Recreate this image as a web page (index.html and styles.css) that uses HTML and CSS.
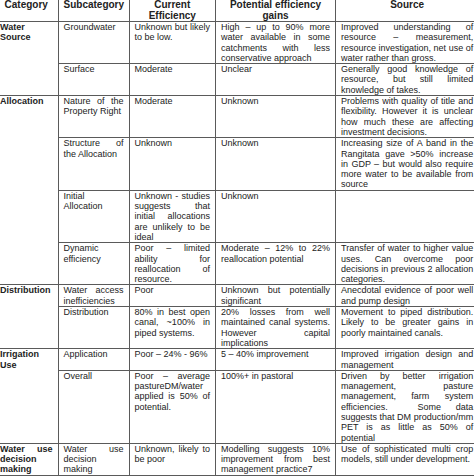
FILE: index.html
```html
<!DOCTYPE html>
<html>
<head>
<meta charset="utf-8">
<link rel="stylesheet" href="styles.css">
</head>
<body>
<table class="grid">
  <colgroup>
    <col class="c-cat">
    <col class="c-sub">
    <col class="c-cur">
    <col class="c-pot">
    <col class="c-src">
  </colgroup>
  <thead>
    <tr>
      <th>Category</th>
      <th>Subcategory</th>
      <th>Current Efficiency</th>
      <th>Potential efficiency gains</th>
      <th>Source</th>
    </tr>
  </thead>
  <tbody>
    <tr>
      <td class="cat" rowspan="2">Water Source</td>
      <td>Groundwater</td>
      <td>Unknown but likely to be low.</td>
      <td>High – up to 90% more water available in some catchments with less conservative approach</td>
      <td>Improved understanding of resource – measurement, resource investigation, net use of water rather than gross.</td>
    </tr>
    <tr>
      <td>Surface</td>
      <td>Moderate</td>
      <td>Unclear</td>
      <td>Generally good knowledge of resource, but still limited knowledge of takes.</td>
    </tr>
    <tr>
      <td class="cat" rowspan="4">Allocation</td>
      <td>Nature of the Property Right</td>
      <td>Moderate</td>
      <td>Unknown</td>
      <td>Problems with quality of title and flexibility. However it is unclear how much these are affecting investment decisions.</td>
    </tr>
    <tr>
      <td>Structure of the Allocation</td>
      <td>Unknown</td>
      <td>Unknown</td>
      <td>Increasing size of A band in the Rangitata gave &gt;50% increase in GDP – but would also require more water to be available from source</td>
    </tr>
    <tr>
      <td>Initial Allocation</td>
      <td>Unknown - studies suggests that initial allocations are unlikely to be ideal</td>
      <td>Unknown</td>
      <td></td>
    </tr>
    <tr>
      <td>Dynamic efficiency</td>
      <td>Poor – limited ability for reallocation of resource.</td>
      <td>Moderate – 12% to 22% reallocation potential</td>
      <td>Transfer of water to higher value uses. Can overcome poor decisions in previous 2 allocation categories.</td>
    </tr>
    <tr>
      <td class="cat" rowspan="2">Distribution</td>
      <td>Water access inefficiencies</td>
      <td>Poor</td>
      <td>Unknown but potentially significant</td>
      <td>Anecdotal evidence of poor well and pump design</td>
    </tr>
    <tr>
      <td>Distribution</td>
      <td>80% in best open canal, ~100% in piped systems.</td>
      <td>20% losses from well maintained canal systems. However capital implications</td>
      <td>Movement to piped distribution. Likely to be greater gains in poorly maintained canals.</td>
    </tr>
    <tr>
      <td class="cat" rowspan="2">Irrigation Use</td>
      <td>Application</td>
      <td>Poor – 24% - 96%</td>
      <td>5 – 40% improvement</td>
      <td>Improved irrigation design and management</td>
    </tr>
    <tr>
      <td>Overall</td>
      <td>Poor – average pastureDM/water applied is 50% of potential.</td>
      <td>100%+ in pastoral</td>
      <td>Driven by better irrigation management, pasture management, farm system efficiencies.&nbsp; Some data suggests that DM production/mm PET is as little as 50% of potential</td>
    </tr>
    <tr>
      <td class="cat">Water use decision making</td>
      <td>Water use decision making</td>
      <td>Unknown, likely to be poor</td>
      <td>Modelling suggests 10% improvement from best management practice7</td>
      <td>Use of sophisticated multi crop models, still under development.</td>
    </tr>
  </tbody>
</table>
</body>
</html>
```

FILE: styles.css
```css
html, body {
  margin: 0;
  padding: 0;
  background: #ffffff;
  overflow: hidden;
}

body {
  font-family: "Liberation Sans", Arial, sans-serif;
  color: #222222;
}

.grid {
  border-collapse: collapse;
  table-layout: fixed;
  width: 484.2px;
  margin: -1px 0 0 -6px;
}

.c-cat { width: 63.5px; }
.c-sub { width: 71px; }
.c-cur { width: 86.5px; }
.c-pot { width: 120px; }
.c-src { width: 143.2px; }

.grid th,
.grid td {
  border: 1px solid #5a5a5a;
  padding: 0 5px;
  vertical-align: top;
}

.grid th {
  font-size: 10px;
  line-height: 10.5px;
  font-weight: bold;
  text-align: center;
}

.grid td {
  font-size: 9px;
  line-height: 10.3px;
  text-align: justify;
}

.grid td.cat {
  font-weight: bold;
}
```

**********

• [SET PROBLEM]: Every line of the material is to be quoted exactly, with no pictures carried over.

• [WRITTEN SOLUTION]:
Recreate this image as a web page (index.html and styles.css) that uses HTML and CSS.
FILE: index.html
```html
<!DOCTYPE html>
<html>
<head>
<meta charset="utf-8">
<link rel="stylesheet" href="styles.css">
</head>
<body>
<table class="grid">
  <colgroup>
    <col class="c-cat">
    <col class="c-sub">
    <col class="c-cur">
    <col class="c-pot">
    <col class="c-src">
  </colgroup>
  <thead>
    <tr>
      <th>Category</th>
      <th>Subcategory</th>
      <th>Current Efficiency</th>
      <th>Potential efficiency gains</th>
      <th>Source</th>
    </tr>
  </thead>
  <tbody>
    <tr>
      <td class="cat" rowspan="2">Water Source</td>
      <td>Groundwater</td>
      <td>Unknown but likely to be low.</td>
      <td>High – up to 90% more water available in some catchments with less conservative approach</td>
      <td>Improved understanding of resource – measurement, resource investigation, net use of water rather than gross.</td>
    </tr>
    <tr>
      <td>Surface</td>
      <td>Moderate</td>
      <td>Unclear</td>
      <td>Generally good knowledge of resource, but still limited knowledge of takes.</td>
    </tr>
    <tr>
      <td class="cat" rowspan="4">Allocation</td>
      <td>Nature of the Property Right</td>
      <td>Moderate</td>
      <td>Unknown</td>
      <td>Problems with quality of title and flexibility. However it is unclear how much these are affecting investment decisions.</td>
    </tr>
    <tr>
      <td>Structure of the Allocation</td>
      <td>Unknown</td>
      <td>Unknown</td>
      <td>Increasing size of A band in the Rangitata gave &gt;50% increase in GDP – but would also require more water to be available from source</td>
    </tr>
    <tr>
      <td>Initial Allocation</td>
      <td>Unknown - studies suggests that initial allocations are unlikely to be ideal</td>
      <td>Unknown</td>
      <td></td>
    </tr>
    <tr>
      <td>Dynamic efficiency</td>
      <td>Poor – limited ability for reallocation of resource.</td>
      <td>Moderate – 12% to 22% reallocation potential</td>
      <td>Transfer of water to higher value uses. Can overcome poor decisions in previous 2 allocation categories.</td>
    </tr>
    <tr>
      <td class="cat" rowspan="2">Distribution</td>
      <td>Water access inefficiencies</td>
      <td>Poor</td>
      <td>Unknown but potentially significant</td>
      <td>Anecdotal evidence of poor well and pump design</td>
    </tr>
    <tr>
      <td>Distribution</td>
      <td>80% in best open canal, ~100% in piped systems.</td>
      <td>20% losses from well maintained canal systems. However capital implications</td>
      <td>Movement to piped distribution. Likely to be greater gains in poorly maintained canals.</td>
    </tr>
    <tr>
      <td class="cat" rowspan="2">Irrigation Use</td>
      <td>Application</td>
      <td>Poor – 24% - 96%</td>
      <td>5 – 40% improvement</td>
      <td>Improved irrigation design and management</td>
    </tr>
    <tr>
      <td>Overall</td>
      <td>Poor – average pastureDM/water applied is 50% of potential.</td>
      <td>100%+ in pastoral</td>
      <td>Driven by better irrigation management, pasture management, farm system efficiencies.&nbsp; Some data suggests that DM production/mm PET is as little as 50% of potential</td>
    </tr>
    <tr>
      <td class="cat">Water use decision making</td>
      <td>Water use decision making</td>
      <td>Unknown, likely to be poor</td>
      <td>Modelling suggests 10% improvement from best management practice7</td>
      <td>Use of sophisticated multi crop models, still under development.</td>
    </tr>
  </tbody>
</table>
</body>
</html>
```

FILE: styles.css
```css
html, body {
  margin: 0;
  padding: 0;
  background: #ffffff;
  overflow: hidden;
}

body {
  font-family: "Liberation Sans", Arial, sans-serif;
  color: #222222;
}

.grid {
  border-collapse: collapse;
  table-layout: fixed;
  width: 484.2px;
  margin: -1px 0 0 -6px;
}

.c-cat { width: 63.5px; }
.c-sub { width: 71px; }
.c-cur { width: 86.5px; }
.c-pot { width: 120px; }
.c-src { width: 143.2px; }

.grid th,
.grid td {
  border: 1px solid #5a5a5a;
  padding: 0 5px;
  vertical-align: top;
}

.grid th {
  font-size: 10px;
  line-height: 10.5px;
  font-weight: bold;
  text-align: center;
}

.grid td {
  font-size: 9px;
  line-height: 10.3px;
  text-align: justify;
}

.grid td.cat {
  font-weight: bold;
}
```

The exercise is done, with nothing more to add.